ドイツの経済誌『Manager Magazine』は、中国政府が国内の不動産市場引き締め政策を実施しているため、中国人資産家が香港、バンクーバー、ロンドンなど海外の不動産を買いあさっており、不動産価格の高騰が地元住民の不満を引き起こしていると報じた。

 同誌(6月7日)は、「香港が14年前に中国に返還されて以来、このかつての植民地は、民主化運動の飛び地となった。
しかし、今年の春以降、香港の民衆が叫ぶスローガンは、“自由”から“公正な不動産価格”に変わった。人々は不動産価格の高騰に不満を抱いている」と紹介した。
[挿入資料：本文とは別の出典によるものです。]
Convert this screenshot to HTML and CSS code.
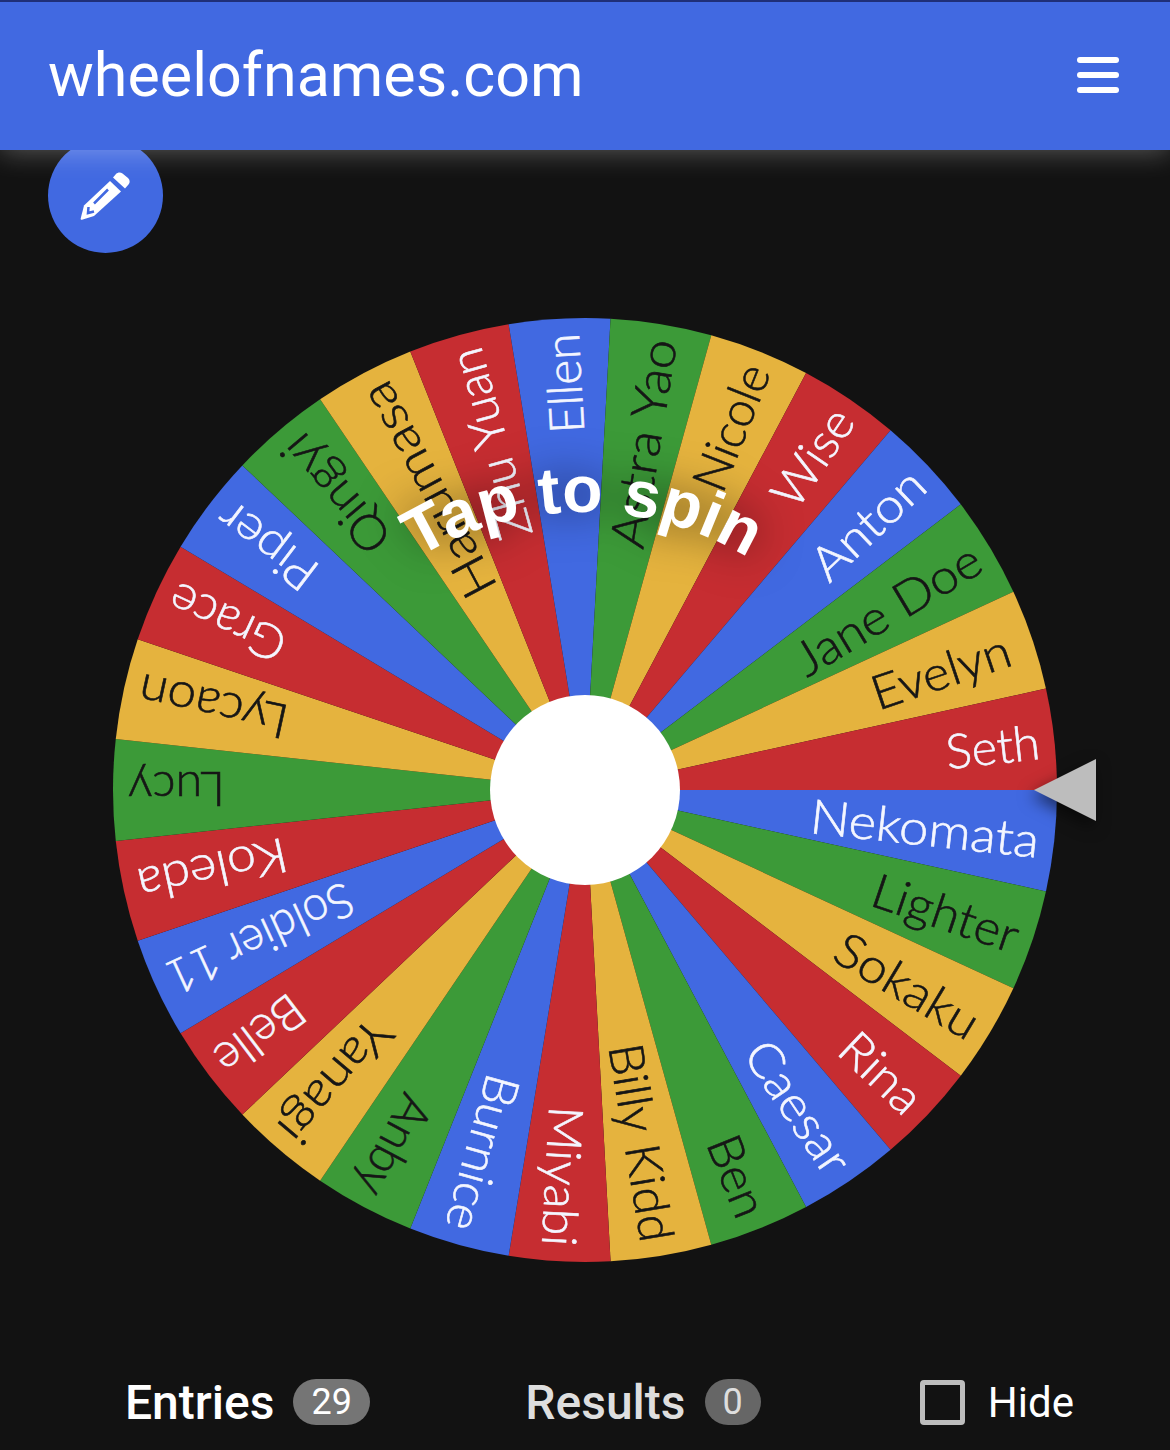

 香港政府は不動産価格の抑制措置をとっているものの、中国資本が波のように押し寄せるため、何の役にも立たないという。中国政府が国内の不動産市場引き締め政策をとって以来、この流れは加速しており、現在中国資本は主に香港、カナダのバンクーバー、ロンドンに流れ込んでいる。

 同誌によると、バンクーバーに物件の買い付けに来る中国人について、「不動産を漁る中国人投資家は、いつも集団をつくってやってくる。現金がぎっしりつまったスーツケースを持って、上海、北京、香港、広州から飛んでくる」としている。
買い手同士の競争も激しく、あっという間に成約してしまう。2月の旧正月期間中には、不動産売買金額が前の月より7割増加したという。

 また、こうした現象を引き起こしている原因として、中国が最近、外国旅行を緩和したことや、昨年10月以来、不動産投機を抑制するため4度利上げしていることを指摘している。

 バンクーバーが中国人に人気な理由としては、良好な教育制度、温暖な気候、自由な移民政策、安定した政治環境、アジア系移民が多いことが挙げられる。

 記事は、「バンクーバーの不動産価格が急騰して、地元の不動産業者、オーナー、地方財政税務局は喜んでいるが、市民の間では反感が高まっている」としている。

 また、ロンドン及び周辺エリアでも、新築のアパートやビルの60%がアジア人によって買われており、その大部分が中国人だという。